- EXERCISE AIM
Retype every line from the start of the data down to and including the line with "text-[30px] leading-[48px] tracking-[0.02em]". Skip the pictures.
-------- DATA EXCERPT
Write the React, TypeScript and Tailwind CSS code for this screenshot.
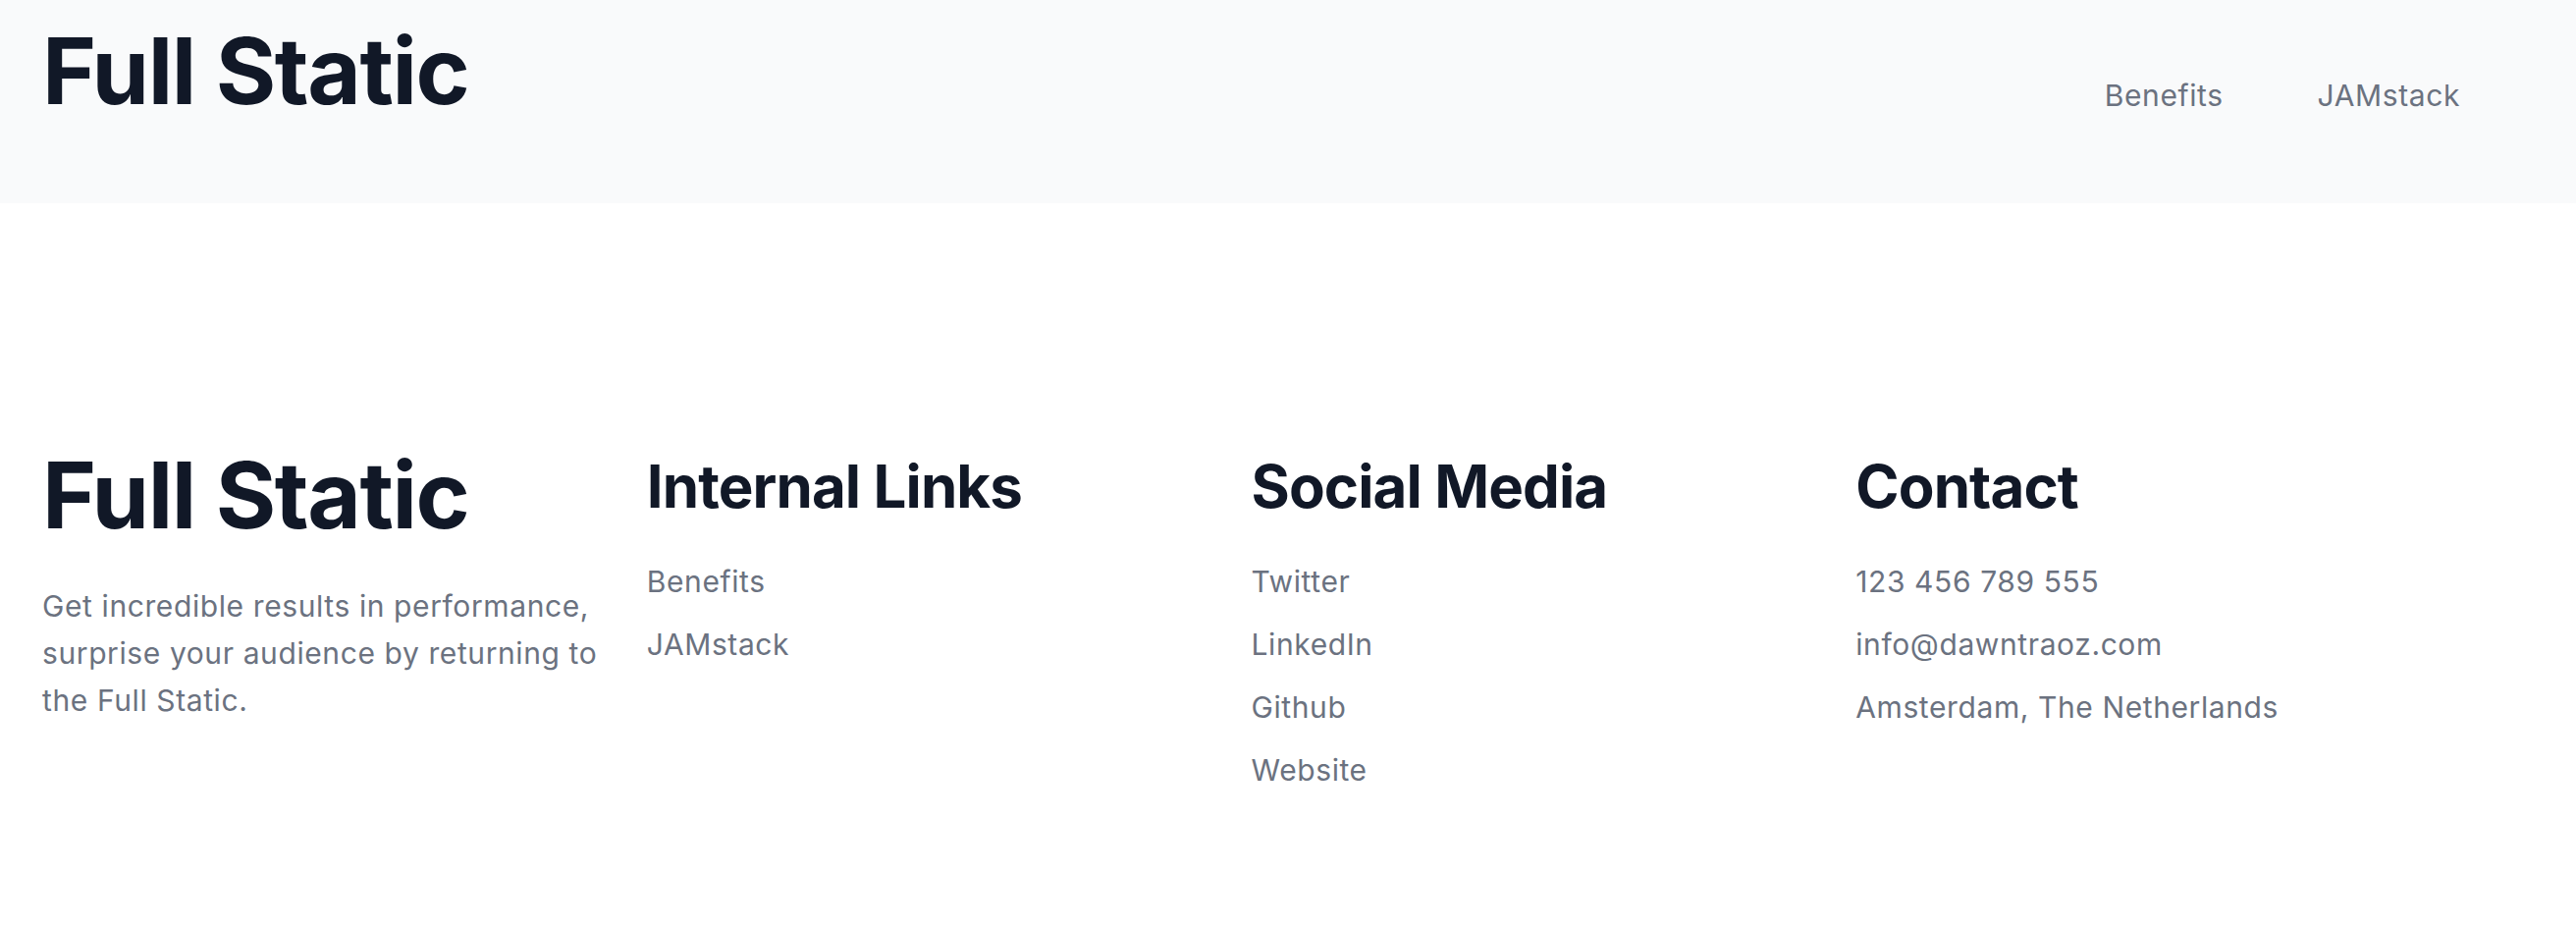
const internalLinks = ["Benefits", "JAMstack"];
const socialLinks = ["Twitter", "LinkedIn", "Github", "Website"];
const contactItems = ["123 456 789 555", "info@dawntraoz.com", "Amsterdam, The Netherlands"];

const heading = "font-['Inter','Liberation_Sans',sans-serif] font-bold text-[#111827] tracking-[-0.015em]";
const body = "font-['Inter','Liberation_Sans',sans-serif] text-[30px] leading-[48px] tracking-[0.02em] text-[#6b7280]";

function LinkList({ items }: { items: string[] }) {
  return (
    <ul className="mt-[43px] flex flex-col gap-4">
      {items.map((item) => (
        <li key={item}>
          <a href="#" className={body}>
            {item}
          </a>
        </li>
      ))}
    </ul>
  );
}

function FooterColumn({ title, items }: { title: string; items: string[] }) {
  return (
    <div className="pt-2">
      <h3 className={`${heading} text-[60px] leading-none`}>{title}</h3>
      <LinkList items={items} />
    </div>
  );
}

export default function App() {
  return (
    <div className="min-h-screen bg-white">
      {/* Header */}
      <header className="h-[207px] bg-[#f9fafb] pt-[25px]">
        <div className="ml-[43px] flex w-[2463px] items-start justify-between">
          <h1 className={`${heading} text-[94px] leading-none`}>Full Static</h1>
          <nav className="mt-[48px] flex gap-[96px]">
            {internalLinks.map((link) => (
              <a key={link} href="#" className={body}>
                {link}
              </a>
            ))}
          </nav>
        </div>
      </header>

      {/* Footer */}
      <footer className="pt-[250px] pb-[100px]">
        <div className="ml-[43px] grid w-[2463px] grid-cols-4 items-start">
          <div>
            <h2 className={`${heading} text-[94px] leading-none`}>Full Static</h2>
            <p className={`${body} mt-[42px] pr-2`}>
              Get incredible results in performance, surprise your audience by returning to the Full Static.
            </p>
          </div>
          <FooterColumn title="Internal Links" items={internalLinks} />
          <FooterColumn title="Social Media" items={socialLinks} />
          <FooterColumn title="Contact" items={contactItems} />
        </div>
      </footer>
    </div>
  );
}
----------------
- SOLVED PROBLEM
Write the React, TypeScript and Tailwind CSS code for this screenshot.
const internalLinks = ["Benefits", "JAMstack"];
const socialLinks = ["Twitter", "LinkedIn", "Github", "Website"];
const contactItems = ["123 456 789 555", "info@dawntraoz.com", "Amsterdam, The Netherlands"];

const heading = "font-['Inter','Liberation_Sans',sans-serif] font-bold text-[#111827] tracking-[-0.015em]";
const body = "font-['Inter','Liberation_Sans',sans-serif] text-[30px] leading-[48px] tracking-[0.02em] text-[#6b7280]";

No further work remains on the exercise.